Things are even harder now
Unfortunately, this isn’t a sign that we have gotten a handle on the virus. In fact, where I live the threat of covid is far greater now than it was in April. The decisions that our governor and individuals are making about which activities to limit and which to resume are based on economic factors, mental health concerns, and in many cases, just the compelling desire to do what we want.
It’s that last factor I’m struggling with. I understand the need to re-open the economy, and mask mandates do make it safer for all of us to venture out. As the mom of teenagers, I also get the mental health concerns associated with long-term isolation, especially for young people. I recognize that our country can not sustain the types of shutdowns we saw in the spring without serious consequences for businesses and individuals.
How do we weigh all the factors we need to consider during this Covid era?
But where is the balance?
As a parent, striking a balance between my comfort level and my children’s desire for normalcy is extremely difficult. When restrictions began to loosen in our area, and it became clear that “everybody else’s mom” was letting them, we reluctantly agreed to let our sixteen year old son to start hanging out with friends again, as long as he followed a few rules–like mainly gathering outdoors.
I don’t like it.

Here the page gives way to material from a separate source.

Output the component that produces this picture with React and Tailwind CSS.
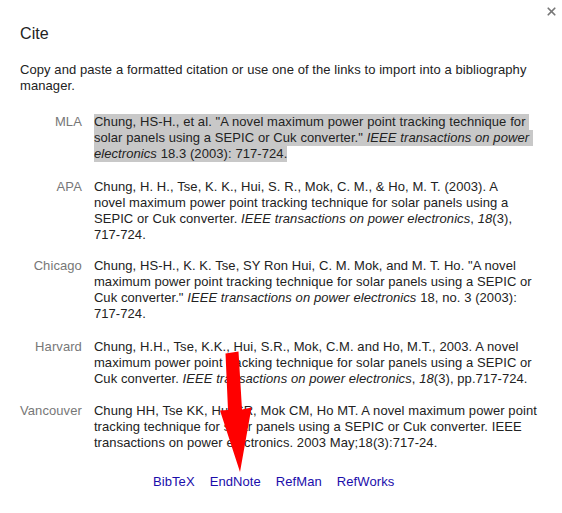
import { X } from "lucide-react";

const citations = [
  {
    label: "MLA",
    marked: true,
    gap: "",
    lines: [
      <>Chung, HS-H., et al. "A novel maximum power point tracking technique for </>,
      <>solar panels using a SEPIC or Cuk converter." <i>IEEE transactions on power </i></>,
      <><i>electronics</i> 18.3 (2003): 717-724.</>,
    ],
  },
  {
    label: "APA",
    gap: "mt-[17px]",
    lines: [
      <>Chung, H. H., Tse, K. K., Hui, S. R., Mok, C. M., &amp; Ho, M. T. (2003). A</>,
      <>novel maximum power point tracking technique for solar panels using a</>,
      <>SEPIC or Cuk converter. <i>IEEE transactions on power electronics</i>, <i>18</i>(3),</>,
      <>717-724.</>,
    ],
  },
  {
    label: "Chicago",
    gap: "mt-[15px]",
    lines: [
      <>Chung, HS-H., K. K. Tse, SY Ron Hui, C. M. Mok, and M. T. Ho. "A novel</>,
      <>maximum power point tracking technique for solar panels using a SEPIC or</>,
      <>Cuk converter." <i>IEEE transactions on power electronics</i> 18, no. 3 (2003):</>,
      <>717-724.</>,
    ],
  },
  {
    label: "Harvard",
    gap: "mt-[17px]",
    lines: [
      <>Chung, H.H., Tse, K.K., Hui, S.R., Mok, C.M. and Ho, M.T., 2003. A novel</>,
      <>maximum power point tracking technique for solar panels using a SEPIC or</>,
      <>Cuk converter. <i>IEEE transactions on power electronics</i>, <i>18</i>(3), pp.717-724.</>,
    ],
  },
  {
    label: "Vancouver",
    gap: "mt-4",
    lines: [
      <>Chung HH, Tse KK, Hui SR, Mok CM, Ho MT. A novel maximum power point</>,
      <>tracking technique for solar panels using a SEPIC or Cuk converter. IEEE</>,
      <>transactions on power electronics. 2003 May;18(3):717-24.</>,
    ],
  },
];

const links = ["BibTeX", "EndNote", "RefMan", "RefWorks"];

const App = () => {
  return (
    <div className="relative w-[562px] h-[513px] bg-white px-5 text-[#222] font-['Liberation_Sans',Arial,sans-serif] tracking-[0.08px] overflow-hidden">
      <button className="absolute top-[4px] right-[3px] w-[15px] h-[15px] flex items-center justify-center text-[#777]">
        <X className="w-[13px] h-[13px]" strokeWidth={3.2} />
      </button>

      <h2 className="pt-6 text-base leading-5 font-normal">Cite</h2>

      <p className="mt-[18px] text-[13px] leading-4">
        Copy and paste a formatted citation or use one of the links to import into a bibliography manager.
      </p>

      <div className="mt-5 grid grid-cols-[auto_1fr] gap-x-3 text-[13px] leading-4">
        {citations.map((c) => (
          <div key={c.label} className="contents">
            <div className={`${c.gap} text-right text-[#777]`}>{c.label}</div>
            <div className={c.gap}>
              {c.lines.map((line, i) => (
                <div
                  key={i}
                  className={
                    c.marked
                      ? "w-fit whitespace-pre bg-[#c8c8c8]"
                      : "w-fit whitespace-nowrap"
                  }
                >
                  {line}
                </div>
              ))}
            </div>
          </div>
        ))}
      </div>

      <div className="mt-[23px] ml-[133px] flex gap-[15px] text-[13px] leading-4">
        {links.map((l) => (
          <a key={l} href="#" className="text-[#1a0dab]">
            {l}
          </a>
        ))}
      </div>

      <svg className="absolute left-0 top-0 pointer-events-none" width="562" height="513" viewBox="0 0 562 513">
        <polygon
          points="225.5,353.5 238.5,351.5 242,409.5 251.5,407.5 240,472 220,410.5 228,410"
          fill="#ff0000"
        />
      </svg>
    </div>
  );
};

export default App;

If it were up to me, he would still be safely ensconced in our covid-free home watching movies with us every night. But at least we have tried to set up some guidelines to keep him, and by extension ourselves, safe.
Still, it isn’t just our youngest son’s social life that is worrisome. We have an adult son too and two daughters in college. And while we have no control over their level of risk, we do still want to be with them. When our older son and his wife come over for dinner, do we social distance? Stay outdoors? What about when our girls come home for winter break? Do we keep our distance for the first couple of weeks?
Interacting with the people I love was much easier when all the people I love were locked down.
Of course, I don’t just love the people in my immediate family. I love my friends and extended family too. In April my friends and I met for Zoom cocktail hours. By late May we began meeting poolside or on back patios–always aware of the distance between us. But now cooler weather is coming.
With the holidays coming, there will be many challenges
By November will patio parties even be an option? Can I host a socially distant Thanksgiving with my cousins? Will there be masked Christmas parties or curb-side gift exchanges? It has been difficult, but doable, for me to comfortably navigate my social life during the warmer months. But colder weather will present a whole new set of challenges.
So, while much of the rest of the world seems to be getting back to normal, I am struggling. Do I learn to live with the risks associated with being “back out there?” Or do I soldier on, seemingly alone, with my attempts to limit the spread and protect my family?
There are no easy answers. I want to do the right thing, but, as restrictions are lifted and life moves on, it is becoming increasingly difficult to discern what is right and reasonable in a pandemic world.
This won’t last forever
Of course, from the beginning there have been people who defied and resisted any restrictions. There have always been people who don’t believe the science or who weren’t willing to make sacrifices. But at least in the early days of the pandemic, I knew the right thing to do. I knew that staying home was the best thing for my family and for our community.
Still, this isn’t to suggest that a return to lockdowns is the answer or that I’m wishing for the “good old days of the pandemic.” There are no “good old days,” This year will be remembered as a year of losses–lost dreams, lost expectations, and of course most tragically, lost lives. As we navigate how to move forward, all we can do is to try to act with wisdom and compassion and seek a healthy balance between risk and isolation.